When I was in monastic training, I regularly had to cook meals for the whole monastery. When I first started my training, I was scared to cook for twenty or more people. Would I be able to cook enough food with the limited time available? Would the people like my food?
I was good at cooking something that I found delicious – but cooking a lot of food for a lot of people that they all found nutritious, healthy, delicious, and meeting the various requirements and constraints was hard.
Honestly, it stressed me out. I didn’t like cooking. It wasn’t fun for me.
But I found ways to make it fun.
Of course, one way was to bring my mindfulness practice to the cooking. Feel the vegetables as I cut them. Cut or stir or walk with the rhythm of my breath, the inhale and the exhale. Notice the mood or state of my mind. Cultivate loving kindness towards myself, anyone I was cooking with, and the people I was preparing the food for. These were some of the techniques I would try or use when cooking.
But there was another way I made cooking fun: to challenge myself to learn or try something new every time I cooked.
To cook a new recipe, like chickpea bread or a new pudding. To try a new seasoning for the soup. To try chopping the vegetables in a new or more efficient way. To learn how a kitchen appliance I hadn’t used before worked.
Trying something new every time meant that I was always learning – and it made cooking fun. It was easy for cooking to feel like a chore, but trying something new every time made cooking fun and interesting and novel rather than a stressful obligation.
I’ve since adapted this mindset to other things that I do. Take my podcast for example. At the time of this writing, I’ve recorded and published thirty six episodes of my podcast. I loosely hold the intention to learn or try something new with every podcast, whether about the technical recording + production, or about the podcast conversation itself.

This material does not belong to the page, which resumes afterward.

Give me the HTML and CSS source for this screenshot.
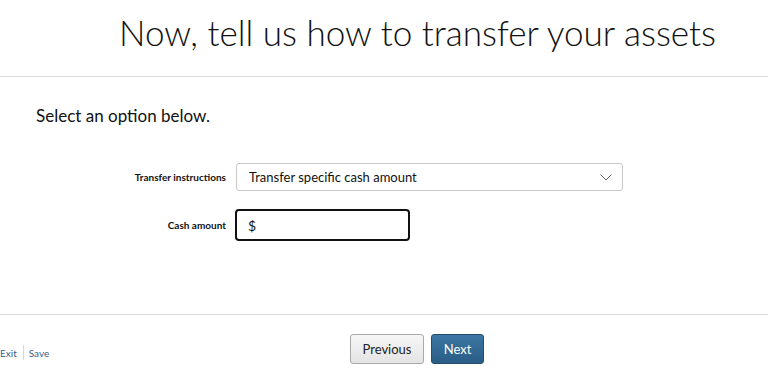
FILE: index.html
```html
<!DOCTYPE html>
<html>
<head>
<meta charset="utf-8">
<link rel="stylesheet" href="styles.css">
</head>
<body>
<header class="header">
  <h1 class="title">Now, tell us how to transfer your assets</h1>
</header>
<main class="main">
  <p class="intro">Select an option below.</p>
  <div class="form">
    <label class="label">Transfer instructions</label>
    <div class="select">
      <span class="select-text">Transfer specific cash amount</span>
      <svg class="chev" width="12" height="7" viewBox="0 0 12 7"><path d="M0.5 0.5 L6 6 L11.5 0.5" fill="none" stroke="#666" stroke-width="1"/></svg>
    </div>
    <label class="label">Cash amount</label>
    <div class="input"><span>$</span></div>
  </div>
</main>
<footer class="footer">
  <div class="links">
    <a class="link">Exit</a>
    <span class="sep"></span>
    <a class="link">Save</a>
  </div>
  <div class="buttons">
    <button class="btn btn-prev">Previous</button>
    <button class="btn btn-next">Next</button>
  </div>
</footer>
</body>
</html>
```
FILE: styles.css
```css
html, body {
  margin: 0;
  padding: 0;
  background: #fff;
}
body {
  width: 768px;
  height: 389px;
  overflow: hidden;
  font-family: Lato, "Liberation Sans", sans-serif;
  color: #111;
}
.header {
  height: 77px;
  border-bottom: 1px solid #dcdcdc;
  box-sizing: border-box;
  padding-left: 119px;
}
.title {
  margin: 0;
  padding-top: 10px;
  font-weight: 300;
  font-size: 35.1px;
  line-height: 44px;
  color: #111;
}
.main {
  height: 238px;
  border-bottom: 1px solid #dcdcdc;
  box-sizing: border-box;
}
.intro {
  margin: 0;
  padding: 27px 0 0 36px;
  font-size: 17px;
  line-height: 24px;
  color: #111;
}
.form {
  display: grid;
  grid-template-columns: 226px auto;
  column-gap: 10px;
  row-gap: 18px;
  margin-top: 35px;
  align-items: center;
}
.label {
  text-align: right;
  font-size: 10px;
  font-weight: 700;
  color: #111;
}
.select {
  width: 387px;
  height: 28px;
  box-sizing: border-box;
  border: 1px solid #c8c8c8;
  border-radius: 3px;
  display: flex;
  align-items: center;
  justify-content: space-between;
  padding: 0 10px 0 12px;
  font-size: 13px;
}
.select-text {
  color: #111;
}
.input {
  width: 175px;
  height: 32px;
  box-sizing: border-box;
  border: 2px solid #111;
  border-radius: 4px;
  margin-left: -1px;
  display: flex;
  align-items: center;
  padding-left: 11px;
  font-size: 14px;
}
.footer {
  display: flex;
  height: 74px;
  padding-top: 19px;
  box-sizing: border-box;
  align-items: flex-start;
}
.links {
  display: flex;
  align-items: center;
  width: 350px;
  margin-top: 11px;
}
.link {
  font-size: 10px;
  color: #3b5f86;
}
.sep {
  width: 1px;
  height: 15px;
  background: #d8d8d8;
  margin: 0 5px 0 6px;
}
.buttons {
  display: flex;
  gap: 7px;
}
.btn {
  height: 30px;
  box-sizing: border-box;
  font-family: Lato, "Liberation Sans", sans-serif;
  font-size: 13px;
  border-radius: 3px;
  padding: 0;
  cursor: pointer;
}
.btn-prev {
  width: 74px;
  border: 1px solid #a9a9a9;
  background: linear-gradient(#f6f6f6, #e4e4e4);
  color: #222;
}
.btn-next {
  width: 53px;
  border: 1px solid #244d6e;
  background: linear-gradient(#3c76a3, #2a5d86);
  color: #fff;
}
```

Here are some of the technical things I’ve learned from doing my podcast:
- How to use ffmpeg (a command line tool) to convert video and audio files to different formats
- How to use youtube-dl (a command line tool) to download multiple videos from YouTube at the same time, from a YouTube playlist
- How to use timestamps on YouTube videos to mark specific portions of the conversation
Conversationally, I’ve practiced:
- Noticing when a guest shares context that a listener might not have – ask them about it, to explain further and give context
- Interrupting people if they’re going on too long or I’m more interested in something else
- Using my body language to express my thoughts or feelings while a guest is speaking (often when I listen attentively, my body language is muted and hard to read)
Or I’m doing 100 Drawings. So far, I’ve done twenty drawings. Here are some of the technical things I’ve learned so far about how to draw in Procreate on the iPad:
- How to create my own color palettes
- How to fill a region of a drawing with a color
- How to use one layer as a stencil for another layer
- How to use Gaussian Blur to blur the colors in the background
You may not have to regularly cook breakfast or lunch for twenty or thirty people at a monastery, but there are certainly things you have to do repeatedly.
These could be ordinary chores, like doing the dishes, or ordinary aspects of life, like calling your friends or family on the phone. Or they could be things that are unique to your life specifically.
If you’re doing something repeatedly, you might as well look for ways to improve or shake it up. It makes it more fun, and it can also make you better and better at doing the thing you’re already doing.
See if there’s a way you can grow every time, by trying something new or learning something you didn’t know beforehand.
It doesn’t even have to be something “important.” You probably tie your shoes frequently – could you try a new shoelace knot? It might not be the most useful thing you could improve at, but it might be fun or interesting! That’s all that matters.
It could be something important, too, though. Your guitar hobby, or the poems you write in a secret notebook. A meeting that you regularly host at work, or an event at a social group you’re part of.
You don’t have to be strict about it. If you do the thing without learning anything new at all, that’s okay. If nine times out of ten, you try something new and learn something from it, that’s going to result in massive improvements or some kind of interesting change or lesson.
Challenges and novelty make anything fun and interesting, even if the thing itself is not fun or interesting. And if it’s important to you, challenging yourself to learn something new or try something new every time you do it will help you improve faster.
If you’re doing something repeatedly, you can improve at it every time you do it.
Challenge yourself to try something new every time you do it.
Challenge yourself to learn something new every time you do it.
It doesn’t matter what *it* is. It could be anything at all, big or small, important or totally unimportant.
Every time you sweep the floor or put the dishes away, see if you can do it a little faster.
Every time you talk to your parents or friends on the phone, see if you can find new ways to listen a little better, to pay more attention and have a better conversation.
Every time you write an email, or do a search on the internet.
Every time you work out.
Every time you practice your instrument.
If it’s important to you, or making it more fun and interesting would be valuable, then try it out – challenge yourself every time you do it. Whatever it is.